D’après le gouvernement, seuls 13 % des habitants sont revenus dans les zones « décontaminées ». Il s’agit principalement de personnes âgées, les jeunes restant inquiets de l’impact des retombées radioactives ou ayant refait leur vie ailleurs. « Il reste 81 130 personnes évacuées », rappelle M. Uchibori. Il y en avait 160 000 en 2011.

Et la question continue de se poser du stockage des produits de cette décontamination. Un site doit être construit sur les communes d’Okuma et de Futaba, qui abritent la centrale et sont totalement évacuées. « Nous avons des difficultés avec les propriétaires des terrains », admet Satoshi Miura, de la préfecture de Fukushima.

Maladresses

La suspicion alimentée par les dissimulations des autorités et de la Compagnie d’électricité de Tokyo (Tepco, opérateur de la centrale endommagée) qui avait attendu en 2011 deux mois avant de reconnaître que trois réacteurs étaient entrés en fusion, et par les problèmes de communication, devrait perdurer.

Soucieux d’aller vite, le gouvernement commet des maladresses. « Si la reconstruction était un marathon, 30 kilomètres auraient déjà été parcourus », a déclaré, le 28 janvier, le ministre de la reconstruction, Masahiro Imamura. « Certaines zones qui avaient été évacuées ne sont même pas sur la ligne de départ », lui a rétorqué M. Uchibori.

Les informations sur les travaux à la centrale endommagée ne rassurent guère. Le 3 février, Tepco, a dit avoir observé des niveaux de radiations « pouvant atteindre 530 sieverts par heure » à l’intérieur de l’enceinte de confinement du réacteur 2. La mesure a été effectuée grâce à l’introduction dans l’enceinte d’un bras télescopique équipé de dosimètres et d’une caméra.

Une personne exposée à une telle radioactivité mourrait presque instantanément. Dans un tel environnement, le travail du robot Sasori (Scorpion) devant explorer l’enceinte pourrait être perturbé. Il pourrait ne pas tenir plus de deux heures contre les 10 heures envisagées.
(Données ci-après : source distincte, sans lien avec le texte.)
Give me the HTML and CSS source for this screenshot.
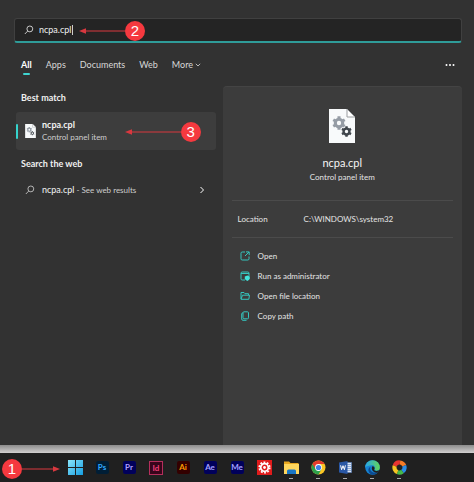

Nouveaux retards dans le démantèlement

Or ce travail est indispensable pour déterminer la méthode d’extraction du combustible fondu, une opération qui doit commencer en 2021. « Le processus de démantèlement du site pourrait se révéler plus complexe que prévu, estime Fumiya Tanabe, spécialiste de la sûreté nucléaire et de l’accident de la centrale américaine de Three Mile Island (Pennsylvanie) en 1979. On ne sait quasiment rien sur l’emplacement, la taille et la forme du combustible fondu. »
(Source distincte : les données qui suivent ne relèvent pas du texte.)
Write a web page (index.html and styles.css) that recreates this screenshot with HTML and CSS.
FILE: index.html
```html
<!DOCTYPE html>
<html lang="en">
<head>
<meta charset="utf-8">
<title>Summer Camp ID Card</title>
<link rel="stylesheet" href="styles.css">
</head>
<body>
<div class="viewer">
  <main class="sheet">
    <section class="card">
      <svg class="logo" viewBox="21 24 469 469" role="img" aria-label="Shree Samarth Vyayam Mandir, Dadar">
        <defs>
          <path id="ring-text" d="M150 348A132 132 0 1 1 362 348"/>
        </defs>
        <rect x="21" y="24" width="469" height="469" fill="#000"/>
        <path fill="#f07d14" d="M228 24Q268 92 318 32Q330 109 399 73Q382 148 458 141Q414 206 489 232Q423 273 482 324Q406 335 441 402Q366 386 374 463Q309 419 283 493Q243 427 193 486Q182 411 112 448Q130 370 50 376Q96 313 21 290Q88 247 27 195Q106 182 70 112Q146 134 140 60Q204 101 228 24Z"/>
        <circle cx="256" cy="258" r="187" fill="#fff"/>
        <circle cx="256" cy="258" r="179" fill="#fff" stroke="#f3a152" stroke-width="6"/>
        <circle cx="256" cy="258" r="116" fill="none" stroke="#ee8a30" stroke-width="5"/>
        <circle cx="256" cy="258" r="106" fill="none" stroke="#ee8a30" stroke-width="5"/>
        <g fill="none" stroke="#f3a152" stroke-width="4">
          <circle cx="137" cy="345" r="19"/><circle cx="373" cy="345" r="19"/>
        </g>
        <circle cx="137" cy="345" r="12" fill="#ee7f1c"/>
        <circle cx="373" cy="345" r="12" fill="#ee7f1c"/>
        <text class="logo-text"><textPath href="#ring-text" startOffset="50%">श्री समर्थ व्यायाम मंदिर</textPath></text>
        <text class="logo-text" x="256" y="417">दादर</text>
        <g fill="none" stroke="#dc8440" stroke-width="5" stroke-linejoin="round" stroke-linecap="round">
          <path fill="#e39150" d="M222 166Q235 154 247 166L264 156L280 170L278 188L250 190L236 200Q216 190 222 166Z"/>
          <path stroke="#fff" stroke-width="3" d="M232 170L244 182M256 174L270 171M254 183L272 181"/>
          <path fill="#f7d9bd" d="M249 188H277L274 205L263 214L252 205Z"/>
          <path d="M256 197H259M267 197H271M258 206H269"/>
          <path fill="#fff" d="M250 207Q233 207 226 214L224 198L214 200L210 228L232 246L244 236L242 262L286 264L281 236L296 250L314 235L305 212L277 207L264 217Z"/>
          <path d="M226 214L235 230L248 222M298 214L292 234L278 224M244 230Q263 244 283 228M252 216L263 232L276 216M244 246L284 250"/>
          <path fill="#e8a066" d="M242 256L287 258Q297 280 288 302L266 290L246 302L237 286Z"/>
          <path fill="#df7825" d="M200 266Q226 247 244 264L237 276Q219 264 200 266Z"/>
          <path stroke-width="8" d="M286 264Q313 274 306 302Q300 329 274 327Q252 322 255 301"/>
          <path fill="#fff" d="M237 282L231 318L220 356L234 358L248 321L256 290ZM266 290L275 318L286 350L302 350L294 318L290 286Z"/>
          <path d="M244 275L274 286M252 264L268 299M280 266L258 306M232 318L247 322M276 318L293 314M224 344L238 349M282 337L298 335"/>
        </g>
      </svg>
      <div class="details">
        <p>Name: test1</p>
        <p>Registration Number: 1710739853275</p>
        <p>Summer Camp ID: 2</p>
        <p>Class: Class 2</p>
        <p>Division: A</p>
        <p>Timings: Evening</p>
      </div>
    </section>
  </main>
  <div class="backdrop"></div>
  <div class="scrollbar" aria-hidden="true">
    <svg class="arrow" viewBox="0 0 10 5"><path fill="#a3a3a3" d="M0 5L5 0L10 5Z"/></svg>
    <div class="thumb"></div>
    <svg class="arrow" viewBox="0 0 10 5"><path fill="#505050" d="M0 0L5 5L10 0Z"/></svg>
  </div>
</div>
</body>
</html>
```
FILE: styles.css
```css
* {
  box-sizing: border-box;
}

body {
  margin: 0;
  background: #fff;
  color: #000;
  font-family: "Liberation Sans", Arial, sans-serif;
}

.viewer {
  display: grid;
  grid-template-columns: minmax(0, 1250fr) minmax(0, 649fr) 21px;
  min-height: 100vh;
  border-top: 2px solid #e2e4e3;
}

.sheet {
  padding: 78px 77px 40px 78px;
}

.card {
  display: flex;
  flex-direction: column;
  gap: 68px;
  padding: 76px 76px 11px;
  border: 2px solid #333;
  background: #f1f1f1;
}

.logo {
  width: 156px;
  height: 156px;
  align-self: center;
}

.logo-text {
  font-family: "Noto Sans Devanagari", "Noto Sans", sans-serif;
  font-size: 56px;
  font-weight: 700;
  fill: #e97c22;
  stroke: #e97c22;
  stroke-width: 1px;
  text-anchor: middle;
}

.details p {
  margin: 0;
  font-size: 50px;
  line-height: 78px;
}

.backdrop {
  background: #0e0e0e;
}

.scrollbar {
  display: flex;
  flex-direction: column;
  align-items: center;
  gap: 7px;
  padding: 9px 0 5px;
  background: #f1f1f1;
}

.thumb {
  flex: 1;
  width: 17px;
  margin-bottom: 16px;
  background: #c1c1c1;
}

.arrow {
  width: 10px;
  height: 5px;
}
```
Tout cela fait craindre de nouveaux retards dans le démantèlement – par ailleurs compliqué par le problème de l’accumulation de l’eau contaminée et qui exige d’innover en permanence – prévu pour durer officiellement quarante ans.

De quoi également inquiéter pour les coûts. En novembre 2016, le gouvernement avait revu à la hausse le montant total de la résolution de la catastrophe, à 20 000 milliards de yens (165 milliards d’euros) contre 11 000 milliards de yens auparavant.